November 7, 2023 - Written by Toni Johnson


The Pound Australian Dollar (GBP/AUD) exchange rate spiked to the best conversion in a week after the Reserve Bank of Australia (RBA) increased interest rates to 4.35% at the latest policy meeting, in line with consensus forecasts.

Despite a brief spike on the decision, the Australian currency declined sharply.

The Australian dollar to Dollar (AUD/USD) exchange rate slumped to 0.6420 from 0.6500 highs.

From lows at 1.8980, the Pound to Australian dollar (GBP/AUD) exchange rate jumped to weekly highs at 1.9185 before settling around 1.9155.

The accompanying policy statement dropped the reference that further tightening “may be required”. It was replaced by the statement that “whether” further tightening is required will depend on the data.

According to MUFG, it clearly signals that the RBA is less confident that further hikes will be needed in the current tightening cycle and brings it more into line with the thinking of other G10 central banks.

It added; “With the RBA now in data dependent mode, it will require more upside inflation surprises to prompt the RBA to hike further.”

Overall, MUFG is now more confident that interest rates have peaked.

Paul Bloxham, chief economist for Australia and New Zealand at HSBC, said: “We see the RBA as now in ‘calibration mode, we expect that a follow-up hike in December is unlikely.”
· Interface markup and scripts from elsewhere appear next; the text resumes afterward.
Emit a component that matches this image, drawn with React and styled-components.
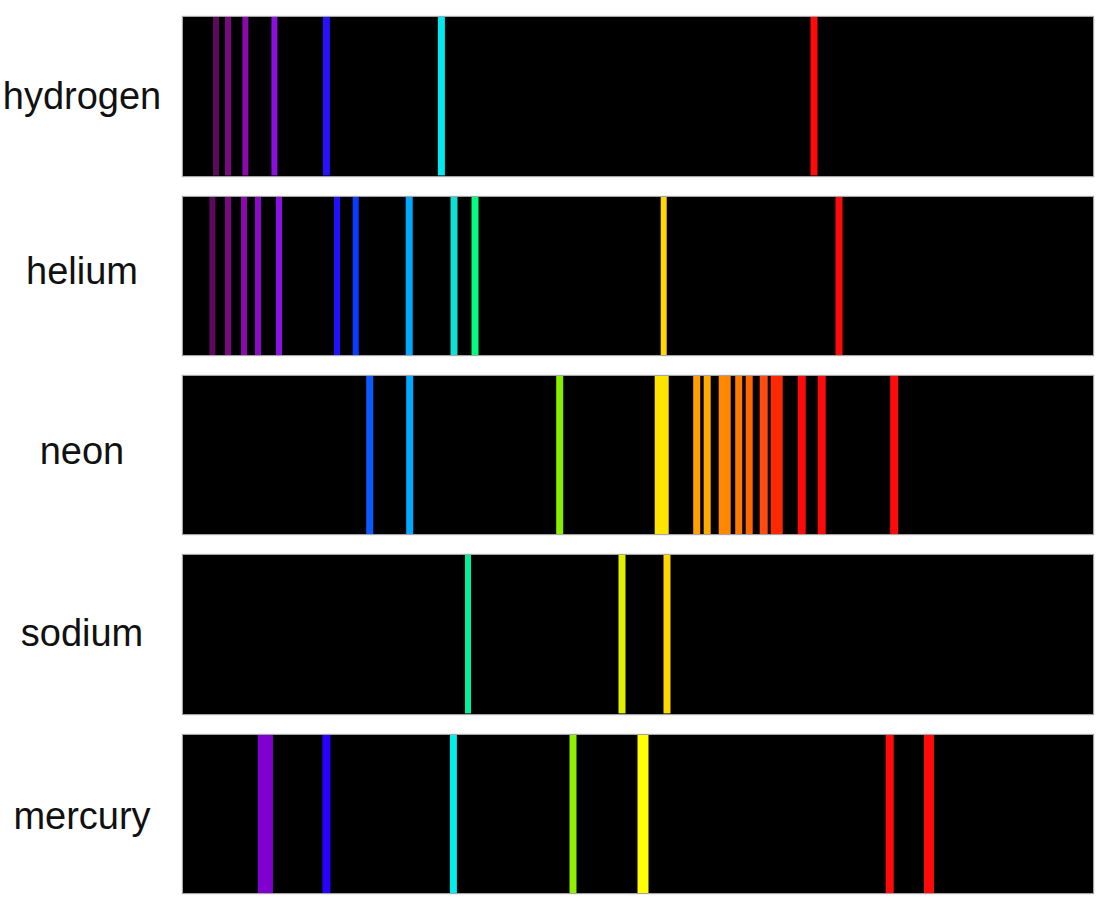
import React from 'react'
import styled, { createGlobalStyle } from 'styled-components'

const X0 = 183.3

// [center x on the page, width, colour]
const spectra = [
  {
    name: 'hydrogen',
    shift: 0,
    lines: [
      [216.3, 6, '#5c0a5c'], [228.3, 6, '#7a0a82'], [245.7, 6, '#8a0aaa'],
      [274.7, 6, '#8a10dc'], [326.7, 7, '#2a10ff'], [441.7, 7, '#00e8f0'],
      [814.3, 7, '#ff0a0a'],
    ],
  },
  {
    name: 'helium',
    shift: -4.5,
    lines: [
      [212.7, 6, '#5c0a5c'], [228.3, 6, '#7a0a82'], [244.3, 6, '#8a0aaa'],
      [258.3, 6, '#8a0ac8'], [279.3, 6, '#8a10e6'], [337.3, 6, '#2010ff'],
      [356, 6, '#0a3cff'], [409.5, 7, '#00a8ff'], [454.3, 7, '#10e0d0'],
      [475.3, 7, '#00ff80'], [664, 6, '#ffd800'], [839.3, 7, '#ff0a0a'],
    ],
  },
  {
    name: 'neon',
    shift: -4,
    lines: [
      [370, 7, '#0a5aff'], [410, 7, '#00a8ff'], [560, 7, '#88ee00'],
      [662, 14, '#ffe400'], [697, 7, '#ffa000'], [707.5, 7, '#ffaa00'],
      [725, 12, '#ff8800'], [739, 7, '#ff7a00'], [749.5, 7, '#ff6600'],
      [764, 8, '#ff4a10'], [777, 12, '#ff2800'], [802, 8, '#ff0a0a'],
      [822, 8, '#ff0a0a'], [894.5, 8, '#ff0a0a'],
    ],
  },
  {
    name: 'sodium',
    shift: -1.5,
    lines: [
      [468.3, 6, '#00f0a0'], [622.3, 7, '#e0f000'], [667.3, 7, '#ffd800'],
    ],
  },
  {
    name: 'mercury',
    shift: 2.5,
    lines: [
      [265.7, 15, '#8000d0'], [326.7, 8, '#2a00ff'], [453.7, 7, '#00f0f0'],
      [573.3, 7, '#90f000'], [643.3, 11, '#ffff00'], [890, 8, '#ff0a0a'],
      [929.3, 10, '#ff0a0a'],
    ],
  },
]

const GlobalStyle = createGlobalStyle`
  html, body {
    margin: 0;
    background: #ffffff;
  }
  body {
    font-family: "Liberation Sans", Arial, sans-serif;
    color: #111;
  }
`

const Page = styled.div`
  width: 1100px;
  height: 908px;
  padding-top: 17.3px;
  box-sizing: border-box;
  display: flex;
  flex-direction: column;
  gap: 20.95px;
`

const Row = styled.div`
  display: grid;
  grid-template-columns: 164px 910px;
  column-gap: 19.3px;
  align-items: center;
  height: 158.4px;
`

const Label = styled.div`
  font-size: 38px;
  text-align: center;
  transform: translateY(${p => p.$shift}px);
`

const Box = styled.div`
  height: 158.4px;
  background: #000;
  box-shadow: 0 0 1px 1px rgba(0, 0, 0, 0.35);
  svg {
    display: block;
    width: 100%;
    height: 100%;
  }
`

const Spectrum = ({ lines }) => (
  <Box>
    <svg viewBox="0 0 910 158" preserveAspectRatio="none">
      {lines.map(([cx, w, color], i) => (
        <rect key={i} x={cx - X0 - w / 2} y="0" width={w} height="158" fill={color} />
      ))}
    </svg>
  </Box>
)

export default function App() {
  return (
    <>
      <GlobalStyle />
      <Page>
        {spectra.map(s => (
          <Row key={s.name}>
            <Label $shift={s.shift}>{s.name}</Label>
            <Spectrum lines={s.lines} />
          </Row>
        ))}
      </Page>
    </>
  )
}
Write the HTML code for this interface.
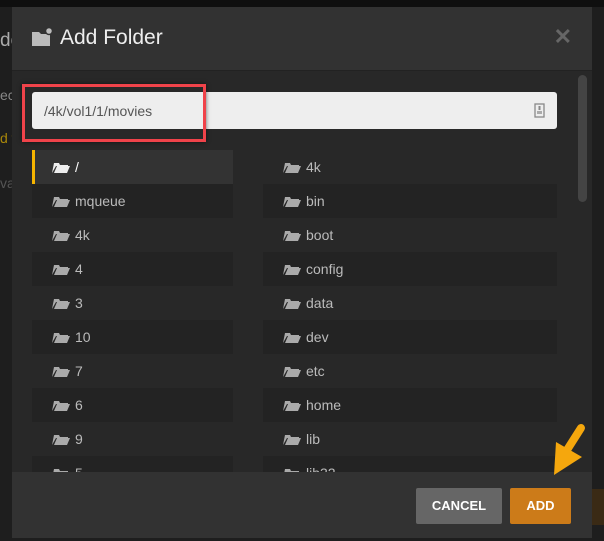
<!DOCTYPE html>
<html><head><meta charset="utf-8"><style>
*{box-sizing:border-box;margin:0;padding:0}
body{width:604px;height:541px;background:#1e1e1e;font-family:"Liberation Sans",sans-serif;position:relative;overflow:hidden}
.top{position:absolute;left:0;top:0;width:604px;height:7px;background:#0f0f0f}
.bgt{position:absolute;color:#888;font-size:15px}
.modal{position:absolute;left:12px;top:7px;width:580px;height:531px;background:#282828;overflow:hidden}
.hdr{position:absolute;left:0;top:0;width:580px;height:64px;background:#323232;border-bottom:1px solid #222}
.hdr h1{position:absolute;left:48px;top:19px;font-size:21px;font-weight:normal;color:#eee}
.close{position:absolute;right:20px;top:17px;color:#666;font-size:22px;font-weight:bold}
.inp{position:absolute;left:20px;top:85px;width:525px;height:37px;background:#eee;border-radius:3px;color:#555;font-size:14px;padding:11px 12px}
.red{position:absolute;left:10px;top:77px;width:184px;height:58px;border:3px solid #f0434a;box-shadow:0 0 4px rgba(0,0,0,.6)}
.row{position:absolute;height:34px;font-size:14px;color:#bbb;padding:9px 0 0 43px}
.row svg{position:absolute;left:19px;top:11px}
.sb{position:absolute;left:566px;top:68px;width:9px;height:127px;background:#444;border-radius:5px}
.ftr{position:absolute;left:0;top:465px;width:580px;height:66px;background:#323232}
.btn{position:absolute;top:16px;height:36px;color:#fff;font-weight:bold;font-size:13px;text-align:center;line-height:36px;border-radius:2px}
</style></head><body>
<div class="top"></div>
<div class="bgt" style="left:0;top:30px;font-size:19px;color:#aaa">de</div>
<div class="bgt" style="left:0;top:87px;font-size:14px">ec</div>
<div class="bgt" style="left:0;top:130px;font-size:14px;color:#a8870a">d f</div>
<div class="bgt" style="left:0;top:175px;font-size:14px;color:#555">va</div>
<div style="position:absolute;left:592px;top:489px;width:12px;height:36px;background:#3a2a15"></div>
<div class="modal">
<div class="hdr">
<svg style="position:absolute;left:20px;top:20px" width="22" height="20" viewBox="0 0 22 20"><path d="M0 5h7l2 2h9v12H0z" fill="#bbb"/><circle cx="17" cy="4" r="3.5" fill="#bbb" stroke="#323232" stroke-width="1.5"/></svg>
<h1>Add Folder</h1><div class="close">✕</div></div>
<div class="inp">/4k/vol1/1/movies
<svg style="position:absolute;right:12px;top:11px" width="11" height="15" viewBox="0 0 11 15"><rect x="1" y="1" width="9" height="13" fill="none" stroke="#888" stroke-width="1.3"/><rect x="4.5" y="3" width="2" height="4" fill="#888"/><rect x="3" y="8" width="5" height="3" fill="#aaa"/></svg></div>
<div class="red"></div>
<div class="sb"></div>
<div id="rows"></div>
<div class="ftr">
<div class="btn" style="left:404px;width:86px;background:#666">CANCEL</div>
<div class="btn" style="left:498px;width:61px;background:#cc7b19">ADD</div>
</div>
</div>
<svg style="position:absolute;left:0;top:0" width="604" height="541" viewBox="0 0 604 541"><line x1="581" y1="428" x2="567" y2="450" stroke="#f5a70d" stroke-width="8" stroke-linecap="round"/><path d="M556 442 L582 457 L554 475 Z" fill="#f5a70d"/></svg>
<script>
var L=["/","mqueue","4k","4","3","10","7","6","9","5"],R=["4k","bin","boot","config","data","dev","etc","home","lib","lib32"];
var h="";
function ic(c){return '<svg width="19" height="13" viewBox="0 0 19 13"><path d="M1 12L3 2h5l1 2h8v1H5z" fill="'+c+'"/><path d="M3 12L6 5h13l-3 7z" fill="'+c+'"/></svg>'}
for(var i=0;i<10;i++){var y=143+i*34;
var bg=i==0?"#333":(i%2?"#232323":"transparent");
h+='<div class="row" style="left:20px;width:201px;top:'+y+'px;background:'+bg+';'+(i==0?'color:#fff;border-left:3px solid #f5b400;padding-left:40px':'')+'">'+ic(i==0?"#eee":"#aaa").replace('<svg','<svg style="left:'+(i==0?16:19)+'px"')+L[i]+'</div>';
h+='<div class="row" style="left:251px;width:294px;top:'+y+'px;background:'+(i%2?"#232323":"transparent")+'">'+ic("#aaa")+R[i]+'</div>';}
document.getElementById("rows").innerHTML=h;
</script>
</body></html>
In its statement, the RBA expressed determination to tackle inflation; “If high inflation were to become entrenched in people’s expectations, it would be much more costly to reduce later, involving even higher interest rates and a larger rise in unemployment.”

ING was surprised over the market reaction, especially as it considered that the statement was relatively hawkish and pointed to major uncertainties.

It added; “Although the RBA hike was expected by the majority of the forecast community, markets were not completely sold on the idea, which is why it is curious that the AUD weakened on the decision and that bond yields fell.”

ING also expressed concerns over inflation trends and pointed out that annualised inflation over the past two months was running around 7%.

In this context, it pointed to the risk that inflation doesn’t decline further and commented; “If it doesn't, then instead of the rate cuts that we expect could be on the radar by mid-2024, we might still be looking at some further tightening before we can call this rate cycle truly over.”

According to Commerzbank; “If the upcoming data points to continued stubborn inflation, a rate hike could be back on the agenda. Until then, however, the upside potential from the Australian side is likely to remain limited and much will depend on the movement of the USD.”

MUFG also pointed out that global developments will be important for the Australian currency.

In this context, Chinese economic developments will be important and the latest trade data raised fresh uncertainties.

Exports declined 6.4% in the year to October compared with expectations of a 3.3% decline. There was a 3.0% annual increase in imports compared with expectations of a 4.8% decline and the first annual increase for a year.

Zhou Hao, economist at Guotai Junan International commented; "The figures are in contrast to market expectations. The bad exports data may hit market confidence as we had expected the supply chain of exports to recover."

According to Julian Evans-Pritchard, head of China Economics at Capital Economics; "Measures of foreign orders hint at a more significant drop in foreign demand than what has so far been observed in the customs data."

MUFG expects global hurdles; “the external backdrop also remains challenging for the Australian dollar with global growth weak and likely to weaken further next year in response to tighter monetary policy. As a result, it will be difficult for the AUD/USD rate to raise back above the 200-moving average at just above the 0.6600-level in the near-term.”

TD Securities is more positive over the medium-term outlook; “Near term, we see AUD/USD returning to the 0.63-0.65 range. However, taking a longer-term view, we remain bullish on Aussie given our view that the USD correction has begun while the Chinese stimulus should begin to bear fruit.”